Challenges and Critiques of the Powell Model
No leadership framework is without its detractors. Critics argue that Powell’s emphasis on overwhelming force and clear exit strategies can lead to risk-averse posture that fails to address messy, long-term conflicts like those in the Balkans or the Horn of Africa. The doctrine’s preference for unanimous public support may be unattainable in a polarized media environment, where governments often must act before consensus forms.
Others point out that Powell’s own legacy was tarnished by his 2003 United Nations speech on Iraq’s weapons of mass destruction, an event he later called a “blot” on his record.
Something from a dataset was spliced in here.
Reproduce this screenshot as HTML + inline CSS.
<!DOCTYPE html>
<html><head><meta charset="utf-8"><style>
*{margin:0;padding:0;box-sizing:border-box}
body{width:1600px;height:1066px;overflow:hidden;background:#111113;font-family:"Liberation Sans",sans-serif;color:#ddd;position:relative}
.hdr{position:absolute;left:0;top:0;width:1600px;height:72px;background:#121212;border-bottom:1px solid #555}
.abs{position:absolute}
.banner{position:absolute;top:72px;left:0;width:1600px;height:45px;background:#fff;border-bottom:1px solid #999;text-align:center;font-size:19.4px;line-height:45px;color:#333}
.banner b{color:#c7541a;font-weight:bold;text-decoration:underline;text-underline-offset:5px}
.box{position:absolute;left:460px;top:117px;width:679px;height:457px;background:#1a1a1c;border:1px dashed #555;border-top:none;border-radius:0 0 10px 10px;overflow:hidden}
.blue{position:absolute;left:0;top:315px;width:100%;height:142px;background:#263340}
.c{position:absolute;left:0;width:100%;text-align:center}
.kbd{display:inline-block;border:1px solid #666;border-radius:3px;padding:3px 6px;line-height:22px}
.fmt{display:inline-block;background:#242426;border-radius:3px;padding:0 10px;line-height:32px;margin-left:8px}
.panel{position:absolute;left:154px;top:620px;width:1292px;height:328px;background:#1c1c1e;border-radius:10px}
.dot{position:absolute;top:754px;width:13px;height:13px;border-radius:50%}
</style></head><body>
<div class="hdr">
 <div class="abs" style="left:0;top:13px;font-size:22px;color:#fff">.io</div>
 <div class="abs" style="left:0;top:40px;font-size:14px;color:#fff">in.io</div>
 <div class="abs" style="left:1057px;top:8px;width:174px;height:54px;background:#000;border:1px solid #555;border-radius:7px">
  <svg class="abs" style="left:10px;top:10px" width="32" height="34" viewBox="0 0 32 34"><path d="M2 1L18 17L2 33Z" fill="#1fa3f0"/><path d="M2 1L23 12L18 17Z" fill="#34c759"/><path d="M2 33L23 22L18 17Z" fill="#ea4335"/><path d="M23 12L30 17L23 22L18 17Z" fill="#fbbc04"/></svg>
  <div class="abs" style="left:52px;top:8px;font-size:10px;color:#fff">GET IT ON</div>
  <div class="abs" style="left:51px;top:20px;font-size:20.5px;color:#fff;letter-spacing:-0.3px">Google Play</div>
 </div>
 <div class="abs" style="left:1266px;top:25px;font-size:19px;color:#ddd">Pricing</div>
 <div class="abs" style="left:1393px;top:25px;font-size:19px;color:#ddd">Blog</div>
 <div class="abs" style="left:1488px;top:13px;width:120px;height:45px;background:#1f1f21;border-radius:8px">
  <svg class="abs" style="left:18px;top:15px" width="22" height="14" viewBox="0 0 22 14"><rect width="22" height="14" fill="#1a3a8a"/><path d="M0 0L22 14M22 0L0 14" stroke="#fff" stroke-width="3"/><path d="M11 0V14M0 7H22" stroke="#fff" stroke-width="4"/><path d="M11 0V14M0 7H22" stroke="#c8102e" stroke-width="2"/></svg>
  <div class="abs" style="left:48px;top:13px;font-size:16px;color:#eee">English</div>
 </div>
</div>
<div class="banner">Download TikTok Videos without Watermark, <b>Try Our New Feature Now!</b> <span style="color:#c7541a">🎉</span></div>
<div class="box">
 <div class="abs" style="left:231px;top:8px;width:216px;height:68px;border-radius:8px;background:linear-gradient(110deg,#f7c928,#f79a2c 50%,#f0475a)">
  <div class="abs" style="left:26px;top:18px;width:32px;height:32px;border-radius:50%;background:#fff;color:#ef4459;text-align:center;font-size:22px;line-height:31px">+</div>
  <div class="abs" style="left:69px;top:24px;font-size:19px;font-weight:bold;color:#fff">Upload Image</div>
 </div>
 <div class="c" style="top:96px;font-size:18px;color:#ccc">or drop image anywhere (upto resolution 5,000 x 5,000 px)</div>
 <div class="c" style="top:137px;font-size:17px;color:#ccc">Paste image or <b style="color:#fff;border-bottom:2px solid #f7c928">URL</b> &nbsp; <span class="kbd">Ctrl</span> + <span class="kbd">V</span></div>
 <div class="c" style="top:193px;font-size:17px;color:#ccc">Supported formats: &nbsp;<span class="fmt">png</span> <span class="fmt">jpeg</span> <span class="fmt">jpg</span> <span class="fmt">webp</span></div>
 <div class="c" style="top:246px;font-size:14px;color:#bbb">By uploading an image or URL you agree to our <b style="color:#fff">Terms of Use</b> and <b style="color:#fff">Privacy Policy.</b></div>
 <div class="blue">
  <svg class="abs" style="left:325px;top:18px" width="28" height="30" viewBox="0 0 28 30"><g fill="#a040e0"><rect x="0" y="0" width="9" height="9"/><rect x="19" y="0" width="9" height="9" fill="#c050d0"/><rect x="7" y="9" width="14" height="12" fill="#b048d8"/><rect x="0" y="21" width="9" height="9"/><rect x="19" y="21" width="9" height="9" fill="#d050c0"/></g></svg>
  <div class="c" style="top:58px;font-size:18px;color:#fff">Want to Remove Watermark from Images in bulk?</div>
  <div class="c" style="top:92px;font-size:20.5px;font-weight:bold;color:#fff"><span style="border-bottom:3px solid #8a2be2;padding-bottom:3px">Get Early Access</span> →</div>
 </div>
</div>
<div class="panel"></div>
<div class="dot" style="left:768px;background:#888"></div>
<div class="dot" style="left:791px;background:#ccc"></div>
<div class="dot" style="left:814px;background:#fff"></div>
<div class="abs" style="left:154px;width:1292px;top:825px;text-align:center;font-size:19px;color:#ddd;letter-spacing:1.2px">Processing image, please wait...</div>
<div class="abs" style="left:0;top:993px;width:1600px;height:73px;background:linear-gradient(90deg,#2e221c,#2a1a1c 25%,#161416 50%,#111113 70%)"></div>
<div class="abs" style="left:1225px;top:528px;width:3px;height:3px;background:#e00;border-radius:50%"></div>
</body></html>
This, however, illustrates a crucial aspect of his leadership: he did not shield himself from blame. He publicly acknowledged the error, demonstrating the integrity to own failure—a lesson perhaps more powerful than any success. His post-public life as a mentor and speaker showed that leadership is a lifelong practice of reflection and correction.
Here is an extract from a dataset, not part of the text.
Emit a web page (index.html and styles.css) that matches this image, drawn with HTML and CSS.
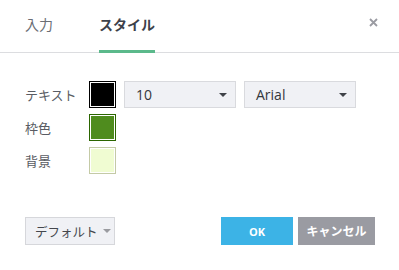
FILE: index.html
```html
<!DOCTYPE html>
<html lang="ja">

<head>
    <meta charset="UTF-8">
    <title>スタイル</title>
    <link rel="stylesheet" href="styles.css">
</head>

<body>
    <div class="dialog">
        <div class="tabs">
            <div class="tab">入力</div>
            <div class="tab active">スタイル</div>
            <div class="close">
                <svg width="9" height="9" viewBox="0 0 9 9">
                    <path d="M1 1L8 8M8 1L1 8" stroke="#9a9ba2" stroke-width="1.8" fill="none"/>
                </svg>
            </div>
        </div>

        <div class="content">
            <div class="row">
                <span class="label">テキスト</span>
                <span class="swatch swatch-text"></span>
                <div class="select">10<span class="caret"></span></div>
                <div class="select">Arial<span class="caret"></span></div>
            </div>
            <div class="row">
                <span class="label">枠色</span>
                <span class="swatch swatch-border"></span>
            </div>
            <div class="row">
                <span class="label">背景</span>
                <span class="swatch swatch-bg"></span>
            </div>
        </div>

        <div class="footer">
            <button class="btn-default">デフォルト<span class="caret"></span></button>
            <div class="actions">
                <button class="btn-ok">OK</button>
                <button class="btn-cancel">キャンセル</button>
            </div>
        </div>
    </div>
</body>

</html>
```

FILE: styles.css
```css
body {
    margin: 0;
    font-family: "Open Sans", "Noto Sans CJK JP", sans-serif;
    background: #fff;
}

.dialog {
    width: 399px;
    height: 270px;
}

.tabs {
    display: flex;
    height: 52px;
    padding-left: 25px;
    border-bottom: 1px solid #dcdde0;
    gap: 46px;
}

.tab {
    height: 50px;
    line-height: 50px;
    font-size: 14px;
    color: #6b6e75;
    border-bottom: 3px solid transparent;
    margin-bottom: -1px;
}

.tab.active {
    color: #3d414a;
    font-weight: bold;
    border-bottom-color: #5bb98b;
}

.close {
    margin-left: auto;
    margin-right: 21px;
    margin-top: 18px;
    width: 9px;
    height: 9px;
}

.close svg {
    display: block;
}

.content {
    padding: 28px 0 0 25px;
    display: flex;
    flex-direction: column;
    gap: 6px;
}

.row {
    display: flex;
    align-items: center;
    height: 27px;
}

.label {
    width: 64px;
    font-size: 13px;
    color: #595c63;
}

.swatch {
    width: 25px;
    height: 25px;
    border: 1px solid;
    box-shadow: inset 0 0 0 1px #fff;
}

.swatch-text {
    background: #000;
    border-color: #000;
}

.swatch-border {
    background: #4f8c1e;
    border-color: #2b6500;
}

.swatch-bg {
    background: #f0fcd2;
    border-color: #c4caa6;
}

.select {
    display: flex;
    align-items: center;
    width: 99px;
    height: 25px;
    margin-left: 8px;
    padding-left: 11px;
    border: 1px solid #d9dade;
    background: #f0f1f5;
    font-size: 14px;
    color: #33363c;
}

.caret {
    flex-shrink: 0;
    margin-left: auto;
    margin-right: 8px;
    width: 0;
    height: 0;
    border-left: 4px solid transparent;
    border-right: 4px solid transparent;
    border-top: 4px solid #3f4248;
}

.footer {
    display: flex;
    justify-content: space-between;
    padding: 43px 24px 0 25px;
}

button {
    height: 28px;
    border: none;
    font-family: "Open Sans", "Noto Sans CJK JP", sans-serif;
    cursor: pointer;
    padding: 0;
    white-space: nowrap;
}

.btn-default {
    display: flex;
    align-items: center;
    width: 90px;
    padding-left: 9px;
    border: 1px solid #d6d7db;
    background: #f0f1f5;
    font-size: 12.5px;
    color: #44474d;
}

.btn-default .caret {
    margin-left: 5px;
    margin-right: 0;
    border-top-color: #9a9ba0;
}

.actions {
    display: flex;
    gap: 5px;
}

.btn-ok {
    width: 72px;
    background: #3cb3e6;
    color: #fff;
    font-weight: bold;
    font-size: 11px;
}

.btn-cancel {
    width: 77px;
    background: #9a9ba2;
    color: #fff;
    font-weight: bold;
    font-size: 12px;
}
```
Training Tomorrow’s Leaders: Powell’s Shadow in Military Education
Today, Powell’s name is regularly invoked in academies and war colleges from Fort Leavenworth to Sandhurst. The U.S. Air Force Academy and the U.S. Military Academy at West Point use his “13 Rules” as a foundation for freshman leadership courses. Harvard Business School published “Colin Powell’s Leadership Lessons” in 1999, and the article remains a staple in both corporate and military leadership curricula. The concrete, easy-to-remember nature of his rules—like “It ain’t as bad as you think. It will look better in the morning”—resonates with a generation of officers who face mental health challenges and operational stress unprecedented in scale.
Non-commissioned officer (NCO) development programs explicitly teach Powell’s concept of the “leader as servant.” The Army’s NCO Creed, which emphasizes putting the needs of soldiers first, is a direct cousin to Powell’s philosophy. In joint operations, Powell’s earlier work as Chairman to integrate the services and break down parochial barriers is echoed in modern initiatives like the U.S. Cyber Command’s integrated support model, which demands collaboration among Navy, Army, Air Force, and Marine cyber warriors.
The Enduring Relevance of Colin Powell’s Leadership
General Colin Powell’s leadership style was never about checklists or rigid formulas; it was about character, judgment, and a profound respect for the men and women who carry out missions. In an era of algorithmic targeting, drone swarms, and information warfare, the human element remains the determining factor in military success. Powell’s greatest insight may be that technology amplifies leadership but never replaces it.
His legacy encourages modern commanders to be intellectually honest, culturally aware, and morally courageous. Whether in the muddy trenches of Eastern Europe, the command centers monitoring satellite feeds, or the quiet classrooms where future generals study history, Powell’s voice still urges: “If you are going to achieve excellence in big things, you develop the habit in little matters. Excellence is not an exception, it is a prevailing attitude.” That attitude, carefully cultivated and adapted to the demands of the contemporary battlefield, will continue to shape the conduct and conscience of military campaigns for decades to come.